Interface markup and scripts:

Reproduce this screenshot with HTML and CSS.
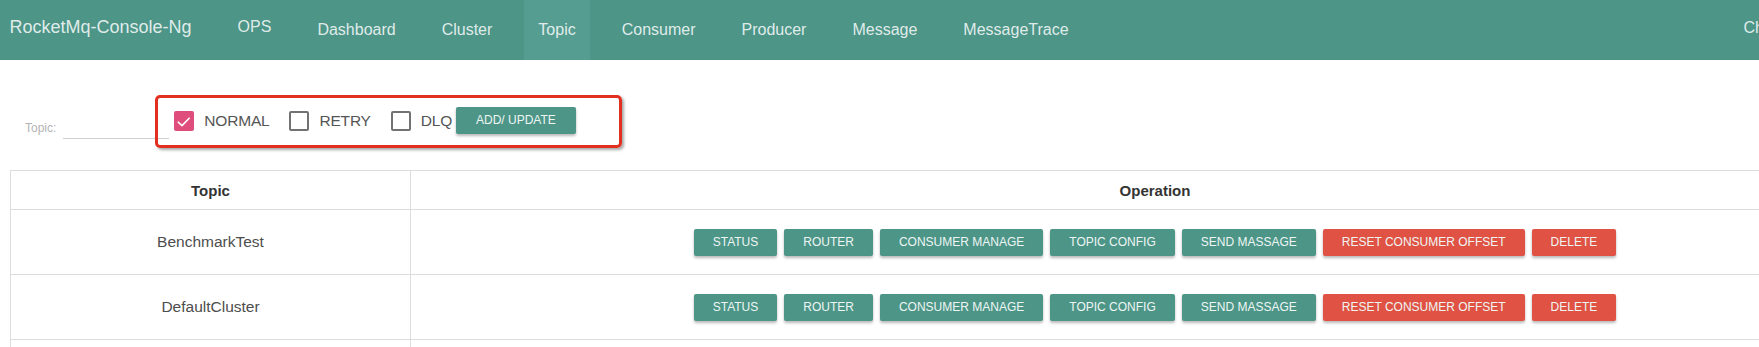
FILE: index.html
```html
<!DOCTYPE html>
<html lang="en">
<head>
<meta charset="utf-8">
<title>RocketMq-Console-Ng</title>
<link rel="stylesheet" href="styles.css">
</head>
<body>
<div class="page">
  <header class="navbar">
    <span class="brand">RocketMq-Console-Ng</span>
    <nav class="menu">
      <a class="item item-ops">OPS</a>
      <a class="item">Dashboard</a>
      <a class="item">Cluster</a>
      <a class="item active">Topic</a>
      <a class="item">Consumer</a>
      <a class="item">Producer</a>
      <a class="item">Message</a>
      <a class="item">MessageTrace</a>
    </nav>
    <a class="lang">Change Language <span class="caret"></span></a>
  </header>

  <main class="content">
    <div class="filter">
      <label class="topic-field">
        <span class="topic-label">Topic:</span>
        <input class="topic-input" type="text">
      </label>
      <div class="types">
        <span class="check">
          <span class="box checked">
            <svg viewBox="0 0 20 20" width="20" height="20"><path d="M4.2 11.2 L8 14.6 L15.2 7.2" fill="none" stroke="#fff" stroke-width="1.6" stroke-linecap="round" stroke-linejoin="round"/></svg>
          </span>
          <span class="check-text">NORMAL</span>
        </span>
        <span class="check">
          <span class="box"></span>
          <span class="check-text">RETRY</span>
        </span>
        <span class="check">
          <span class="box"></span>
          <span class="check-text">DLQ</span>
        </span>
        <button class="btn btn-add">ADD/ UPDATE</button>
      </div>
    </div>

    <table class="topics">
      <colgroup>
        <col class="col-topic">
        <col>
      </colgroup>
      <thead>
        <tr>
          <th>Topic</th>
          <th>Operation</th>
        </tr>
      </thead>
      <tbody>
        <tr>
          <td class="name">BenchmarkTest</td>
          <td>
            <div class="ops">
              <button class="btn">STATUS</button>
              <button class="btn">ROUTER</button>
              <button class="btn">CONSUMER MANAGE</button>
              <button class="btn">TOPIC CONFIG</button>
              <button class="btn">SEND MASSAGE</button>
              <button class="btn btn-danger">RESET CONSUMER OFFSET</button>
              <button class="btn btn-danger">DELETE</button>
            </div>
          </td>
        </tr>
        <tr>
          <td class="name">DefaultCluster</td>
          <td>
            <div class="ops">
              <button class="btn">STATUS</button>
              <button class="btn">ROUTER</button>
              <button class="btn">CONSUMER MANAGE</button>
              <button class="btn">TOPIC CONFIG</button>
              <button class="btn">SEND MASSAGE</button>
              <button class="btn btn-danger">RESET CONSUMER OFFSET</button>
              <button class="btn btn-danger">DELETE</button>
            </div>
          </td>
        </tr>
        <tr>
          <td class="name">&nbsp;</td>
          <td>&nbsp;</td>
        </tr>
      </tbody>
    </table>
  </main>
</div>
</body>
</html>
```

FILE: styles.css
```css
html, body {
  margin: 0;
  padding: 0;
  overflow: hidden;
  background: #fff;
}

body {
  font-family: "Liberation Sans", Arial, Helvetica, sans-serif;
  color: #333;
}

.page {
  width: 1910px;
}

/* ---------- navbar ---------- */
.navbar {
  display: flex;
  align-items: stretch;
  height: 60px;
  background: #4c9587;
  color: rgba(255, 255, 255, 0.84);
}

.brand {
  margin: 0 32px 0 9.5px;
  font-size: 18px;
  line-height: 54px;
  white-space: nowrap;
}

.menu {
  display: flex;
  gap: 18px;
}

.item {
  padding: 0 14px;
  font-size: 16px;
  line-height: 60px;
  white-space: nowrap;
  color: inherit;
}

.item-ops {
  line-height: 54px;
}

.item.active {
  background: #559d90;
}

.lang {
  margin-left: auto;
  margin-right: 3.5px;
  padding: 0 15px;
  font-size: 16px;
  line-height: 56px;
  white-space: nowrap;
  color: inherit;
}

.caret {
  display: inline-block;
  margin-left: 4px;
  vertical-align: middle;
  border-top: 4px solid;
  border-left: 4px solid transparent;
  border-right: 4px solid transparent;
}

/* ---------- content ---------- */
.content {
  padding: 35px 10px 0;
}

.filter {
  display: flex;
  align-items: flex-start;
}

.topic-field {
  display: flex;
  align-items: flex-end;
  margin: 24px 0 0 15px;
  height: 20px;
}

.topic-label {
  font-size: 12px;
  line-height: 13px;
  padding-bottom: 4px;
  color: #b4b4b4;
  margin-right: 7px;
}

.topic-input {
  width: 106px;
  height: 20px;
  box-sizing: border-box;
  padding: 0;
  border: none;
  border-bottom: 1px solid #cfcfcf;
  outline: none;
  background: transparent;
}

.types {
  display: flex;
  align-items: center;
  box-sizing: border-box;
  height: 53px;
  margin-left: -14px;
  padding: 0 0 2px 16px;
  width: 467px;
  border: 3px solid #e1301f;
  border-radius: 5px;
  box-shadow: 2px 2px 3px rgba(0, 0, 0, 0.35);
}

.check {
  display: flex;
  align-items: center;
  margin-right: 20px;
}

.check:nth-child(3) {
  margin-right: 4px;
}

.box {
  width: 20px;
  height: 20px;
  box-sizing: border-box;
  border: 2px solid #727272;
  border-radius: 2px;
  margin-right: 10px;
}

.box.checked {
  border: none;
  background: #df4d7d;
}

.box svg {
  display: block;
}

.check-text {
  font-size: 15.5px;
  letter-spacing: -0.2px;
  line-height: 20px;
  color: #555;
}

.btn {
  height: 27px;
  padding: 0 19px;
  border: none;
  border-radius: 2px;
  background: #4c9587;
  color: #eef6f4;
  font-family: "Liberation Sans", Arial, Helvetica, sans-serif;
  font-size: 12px;
  line-height: 27px;
  white-space: nowrap;
  box-shadow: 0 2px 3px rgba(0, 0, 0, 0.28);
}

.btn-add {
  padding: 0 20px;
}

.btn-danger {
  background: #e05243;
}

/* ---------- table ---------- */
.topics {
  width: 100%;
  margin-top: 22px;
  border-collapse: collapse;
}

.col-topic {
  width: 400px;
}

.topics th,
.topics td {
  border: 1px solid #dddddd;
  padding: 0;
  text-align: center;
  vertical-align: middle;
}

.topics th {
  height: 38px;
  font-size: 15px;
  font-weight: bold;
  color: #333;
}

.topics td {
  height: 64px;
  font-size: 15.5px;
  color: #4d4d4d;
}

.ops {
  display: inline-flex;
  gap: 7px;
  vertical-align: middle;
}
```
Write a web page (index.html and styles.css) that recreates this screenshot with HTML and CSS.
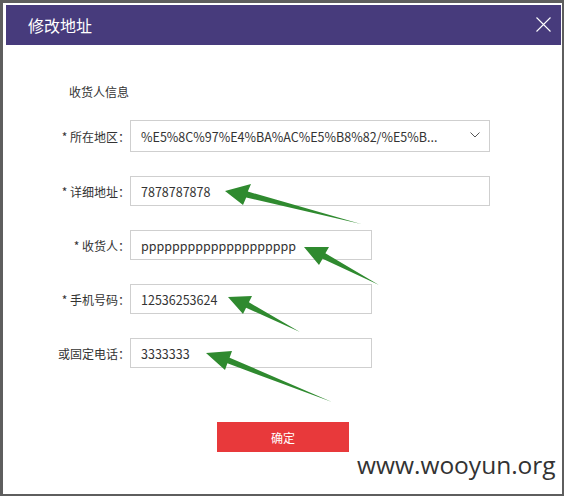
FILE: index.html
```html
<!DOCTYPE html>
<html lang="zh">
<head>
<meta charset="utf-8">
<title>修改地址</title>
<link rel="stylesheet" href="styles.css">
</head>
<body>
<div class="dialog">
  <div class="header">
    <span class="title">修改地址</span>
    <svg class="close" width="15" height="15" viewBox="0 0 15 15"><path d="M0.5 0.5 L14.5 14.5 M14.5 0.5 L0.5 14.5" stroke="#fff" stroke-width="1.1" fill="none"/></svg>
  </div>
  <div class="content">
    <div class="section">收货人信息</div>
    <div class="form">
      <div class="label">* 所在地区：</div>
      <div class="field select wide"><span class="val">%E5%8C%97%E4%BA%AC%E5%B8%82/%E5%B...</span><svg class="chev" width="10" height="6" viewBox="0 0 10 6"><path d="M0.5 0.5 L5 5 L9.5 0.5" stroke="#555" stroke-width="1" fill="none"/></svg></div>
      <div class="label">* 详细地址：</div>
      <div class="field wide"><span class="val">7878787878</span></div>
      <div class="label">* 收货人：</div>
      <div class="field narrow"><span class="val">pppppppppppppppppppp</span></div>
      <div class="label">* 手机号码：</div>
      <div class="field narrow"><span class="val">12536253624</span></div>
      <div class="label">或固定电话：</div>
      <div class="field narrow"><span class="val">3333333</span></div>
    </div>
    <button class="submit">确定</button>
  </div>
</div>
<svg class="arrows" width="564" height="496" viewBox="0 0 564 496">
  <g fill="#2f8a2f">
    <polygon points="225,191 251,184 247.8,191.6 361,224 246.2,197.4 243,205"/>
    <polygon points="304,247 329,247 325.4,253.3 379,285 322.6,258.7 319,265"/>
    <polygon points="228,297 252,296 248.9,302.3 300,332 246.1,307.7 243,314"/>
    <polygon points="206,353 232,351 229.6,357.7 332,402 227.4,363.3 225,370"/>
  </g>
</svg>
<div class="watermark">www.wooyun.org</div>
</body>
</html>
```
FILE: styles.css
```css
html, body {
  margin: 0;
  padding: 0;
}
body {
  width: 564px;
  height: 496px;
  background: #5e5e5e;
  position: relative;
  overflow: hidden;
  font-family: "Noto Sans CJK SC", "Noto Sans", sans-serif;
  color: #333;
}
.dialog {
  box-sizing: border-box;
  margin: 3px 2px 0 3px;
  width: 559px;
  height: 491px;
  background: #fff;
  padding: 2px 1px 0 3px;
}
.header {
  height: 40px;
  background: #473b7c;
  display: flex;
  align-items: center;
  justify-content: space-between;
  padding: 0 10px 0 22px;
}
.title {
  color: #fff;
  font-size: 16px;
  line-height: 20px;
}
.close {
  display: block;
  margin-top: -1px;
}
.content {
  padding-top: 37px;
}
.section {
  font-size: 12px;
  line-height: 20px;
  padding-left: 63px;
  margin-bottom: 18px;
}
.form {
  display: grid;
  grid-template-columns: 124px auto;
  row-gap: 24px;
  align-items: center;
}
.label {
  font-size: 12px;
  text-align: right;
  white-space: nowrap;
}
.field {
  box-sizing: border-box;
  height: 30px;
  border: 1px solid #cfcfcf;
  display: flex;
  align-items: center;
  padding: 0 10px;
  font-size: 12.5px;
  color: #333;
}
.field.select {
  height: 32px;
  padding-right: 9px;
}
.val {
  flex: 1;
  white-space: nowrap;
}
.wide {
  width: 360px;
}
.narrow {
  width: 242px;
}
.chev {
  display: block;
  margin-top: -3px;
}
.submit {
  display: block;
  margin: 54px 0 0 211px;
  width: 132px;
  height: 30px;
  border: 0;
  background: #e8393b;
  color: #fff;
  font-family: "Noto Sans CJK SC", sans-serif;
  font-size: 12px;
  padding: 0;
}
.arrows {
  position: absolute;
  left: 0;
  top: 0;
}
.watermark {
  position: absolute;
  left: 357px;
  top: 448px;
  font-family: "Open Sans", sans-serif;
  font-size: 24.5px;
  line-height: 34px;
  color: #333;
}
```
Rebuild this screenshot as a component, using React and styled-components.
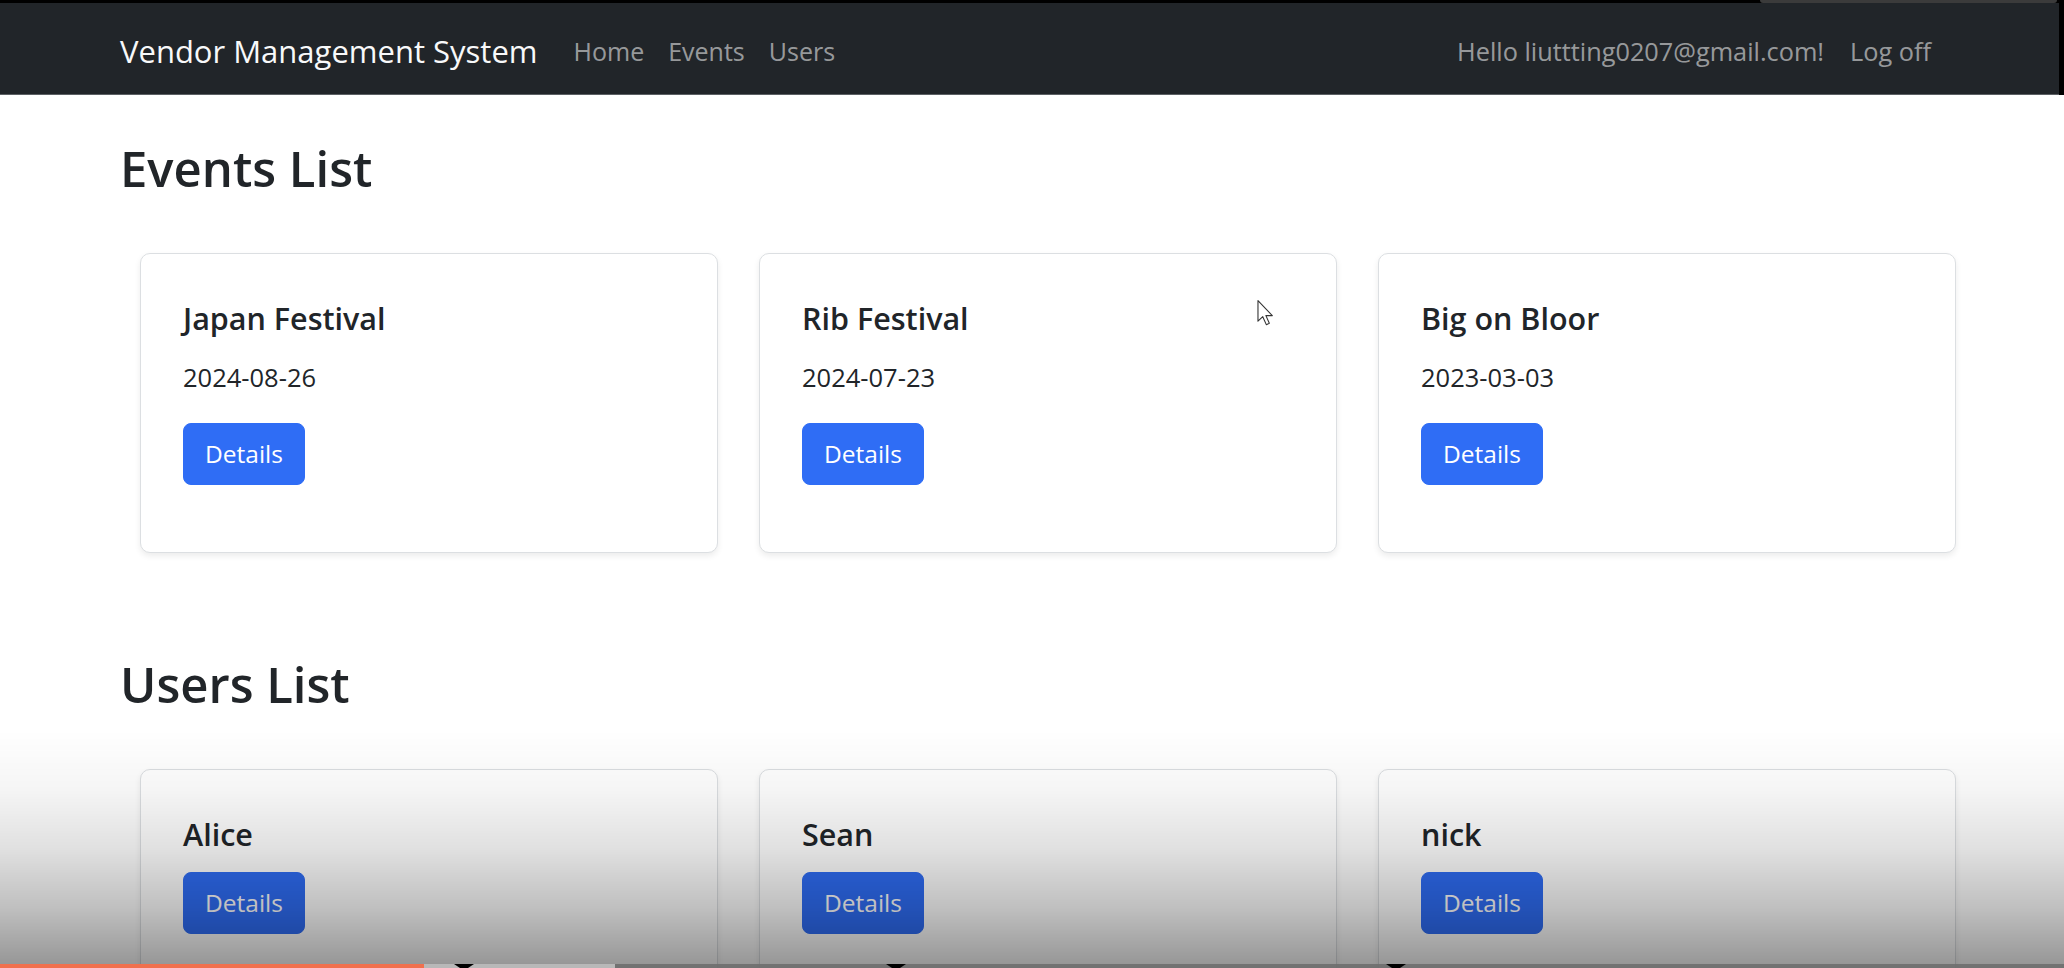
import React from "react";
import styled, { createGlobalStyle } from "styled-components";

const events = [
  { id: 1, name: "Japan Festival", date: "2024-08-26" },
  { id: 2, name: "Rib Festival", date: "2024-07-23" },
  { id: 3, name: "Big on Bloor", date: "2023-03-03" },
];

const users = [
  { id: 1, name: "Alice" },
  { id: 2, name: "Sean" },
  { id: 3, name: "nick" },
];

const chapters = [454, 886, 1386];

const GlobalStyle = createGlobalStyle`
  html, body {
    margin: 0;
    height: 968px;
    overflow: hidden;
    background: #fff;
  }
  body {
    font-family: "Open Sans", "Noto Sans", "Liberation Sans", sans-serif;
    color: #212529;
    -webkit-font-smoothing: antialiased;
  }
`;

const App = () => {
  return (
    <>
      <GlobalStyle />
      <Frame>
        <PlayerChrome />
        <Navbar>
          <NavInner>
            <Brand href="#">Vendor Management System</Brand>
            <NavList>
              <NavLink href="#">Home</NavLink>
              <NavLink href="#">Events</NavLink>
              <NavLink href="#">Users</NavLink>
            </NavList>
            <NavRight>
              <NavLink href="#">Hello liuttting0207@gmail.com!</NavLink>
              <NavLink href="#">Log off</NavLink>
            </NavRight>
          </NavInner>
        </Navbar>
      </Frame>

      <Main>
        <Section>
          <SectionTitle>Events List</SectionTitle>
          <CardGrid>
            {events.map((ev) => (
              <Card key={ev.id}>
                <CardTitle $gap={22}>{ev.name}</CardTitle>
                <CardText>{ev.date}</CardText>
                <DetailsButton>Details</DetailsButton>
              </Card>
            ))}
          </CardGrid>
        </Section>

        <Section>
          <SectionTitle>Users List</SectionTitle>
          <CardGrid>
            {users.map((u) => (
              <Card key={u.id}>
                <CardTitle $gap={20}>{u.name}</CardTitle>
                <DetailsButton>Details</DetailsButton>
              </Card>
            ))}
          </CardGrid>
        </Section>
      </Main>

      <Cursor viewBox="0 0 12 19" width="17" height="26">
        <path
          d="M0.5 0.5 L0.5 15.5 L4 12.2 L6.6 18 L8.8 17 L6.3 11.4 L11 11.4 Z"
          fill="#fff"
          stroke="#333"
          strokeWidth="0.8"
          strokeLinejoin="round"
        />
      </Cursor>

      <VideoShade />
      <ProgressTrack>
        <Played />
        <Buffered />
        {chapters.map((x) => (
          <ChapterMark key={x} style={{ left: x }} />
        ))}
      </ProgressTrack>
    </>
  );
};

const Frame = styled.div`
  position: relative;
  background: #000;
  padding: 3px 5px 0 0;
`;

const PlayerChrome = styled.div`
  position: absolute;
  top: 0;
  left: 1760px;
  width: 297px;
  height: 3px;
  background: #3b3b3b;
  border-radius: 0 0 8px 8px;
`;

const Navbar = styled.nav`
  background: #212529;
  height: 92px;
  border-bottom: 1px solid #5c6064;
  box-sizing: border-box;
`;

const NavInner = styled.div`
  display: flex;
  align-items: center;
  height: 100%;
  padding: 6px 0 0 120px;
  box-sizing: border-box;
  width: 1944px;
`;

const Brand = styled.a`
  color: #f8f9fa;
  font-size: 31px;
  line-height: 1.5;
  text-decoration: none;
  margin-right: 24px;
`;

const NavList = styled.div`
  display: flex;
  flex: 1;

  a {
    font-size: 25px;
    padding: 0 12px;
  }
`;

const NavRight = styled.div`
  display: flex;
`;

const NavLink = styled.a`
  color: rgba(255, 255, 255, 0.55);
  font-size: 25.3px;
  line-height: 1.5;
  text-decoration: none;
  padding: 0 13px;
`;

const Main = styled.main`
  padding: 44px 0 0 120px;
`;

const Section = styled.section`
  margin-bottom: 102px;
`;

const SectionTitle = styled.h1`
  margin: 0 0 55px;
  font-size: 49px;
  font-weight: 600;
  line-height: 1.2;
`;

const CardGrid = styled.div`
  display: grid;
  grid-template-columns: repeat(3, 578px);
  gap: 41px;
  padding-left: 20px;
`;

const Card = styled.div`
  background: #fff;
  border: 1px solid #dcdfe2;
  border-radius: 10px;
  box-shadow: 0 3px 6px rgba(0, 0, 0, 0.08);
  padding: 46px 42px 69px;
  height: 300px;
  box-sizing: border-box;
`;

const CardTitle = styled.h5`
  margin: 0 0 ${(p) => p.$gap}px;
  font-size: 30.5px;
  font-weight: 600;
  line-height: 1.2;
`;

const CardText = styled.p`
  margin: 0 0 26px;
  font-size: 25.5px;
  line-height: 1.5;
`;

const DetailsButton = styled.button`
  font-family: inherit;
  font-size: 24.5px;
  line-height: 38px;
  color: #fff;
  background: #2f6df5;
  border: 1px solid #2f6df5;
  border-radius: 8px;
  padding: 11px 21px;
  cursor: pointer;
`;

const Cursor = styled.svg`
  position: absolute;
  left: 1257px;
  top: 300px;
`;

const VideoShade = styled.div`
  position: fixed;
  left: 0;
  right: 0;
  top: 730px;
  height: 238px;
  pointer-events: none;
  background: linear-gradient(
    to bottom,
    rgba(0, 0, 0, 0) 0%,
    rgba(0, 0, 0, 0.04) 25%,
    rgba(0, 0, 0, 0.12) 50%,
    rgba(0, 0, 0, 0.25) 75%,
    rgba(0, 0, 0, 0.42) 100%
  );
`;

const ProgressTrack = styled.div`
  position: fixed;
  left: 0;
  right: 0;
  bottom: 0;
  height: 4px;
  background: rgba(110, 110, 110, 0.9);
`;

const Played = styled.div`
  position: absolute;
  left: 0;
  top: 0;
  bottom: 0;
  width: 424px;
  background: #f0704e;
`;

const Buffered = styled.div`
  position: absolute;
  left: 424px;
  top: 0;
  bottom: 0;
  width: 191px;
  background: #b8b8b8;
`;

const ChapterMark = styled.div`
  position: absolute;
  top: 0;
  width: 20px;
  height: 4px;
  background: #000;
  clip-path: polygon(0 0, 100% 0, 70% 100%, 30% 100%);
`;

export default App;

Job: Find the string "components" in the records, then copy each line where it occurs.

Expected output:
Rebuild this screenshot as a component, using React and styled-components.
import styled, { createGlobalStyle } from "styled-components";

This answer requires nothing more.